In computer programming, the term “unrestricted keywords” is used to mean the creation of new vocabulary words in a computer program. The use of unrestricted keywords is key to the communication of full human thought to a computer: it allows a highly personal relationship between programmer and machine, and it is easy and important to create unrestricted keywords.
Moreover, most programming is done with the use of unrestricted keywords. The creation of new vocabulary (unrestricted keywords) is done by using computational logic, computational thinking, and syntax.
In industry, programmers periodically learn new computer languages, and when they do, the work involved relies principally on using programmatic research skills to find and be able to use that new language’s unique syntax and restricted keywords. Learning to use a real-world computer language is important in the development of global competencies because it builds confidence and background knowledge that includes deep understanding of the functional nature of using syntax and restricted keywords and using and creating unrestricted keywords.

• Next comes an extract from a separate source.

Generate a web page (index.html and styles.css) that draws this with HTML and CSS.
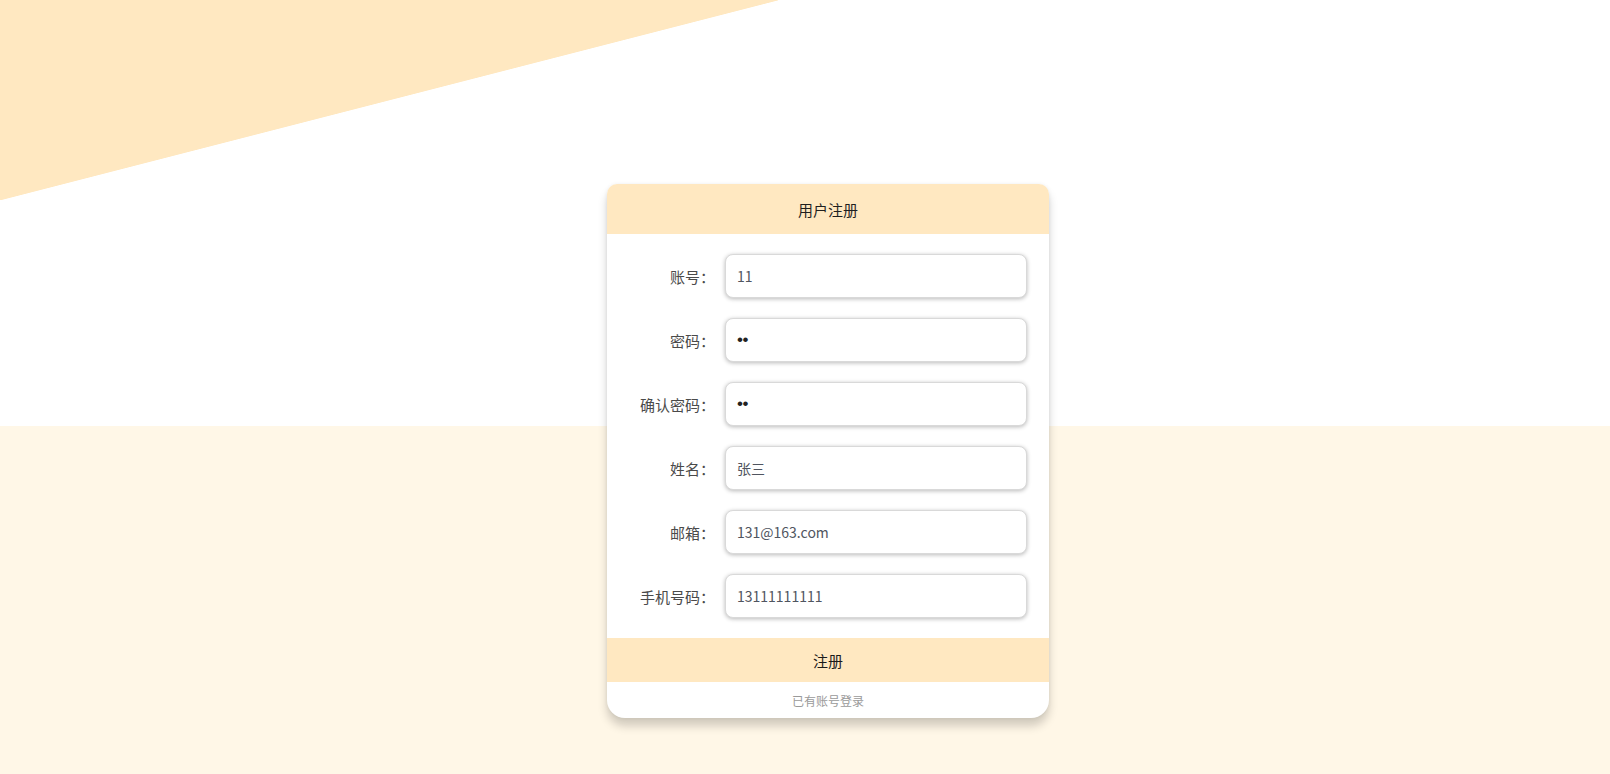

Background knowledge and understanding about how computational logic and unrestricted keywords are intertwined is also a necessary part of reaching a high degree of achievement both in computer programming and in the global competencies of communication and critical thinking. This is also true of syntax since, without proper syntax, a computer will not be able to understand human thought and logic. To be clear, profound background knowledge and understanding of the relationship between computational logic and syntax and vocabulary is best demonstrated by competence in creative and requirements-based production—with a real-world computer language.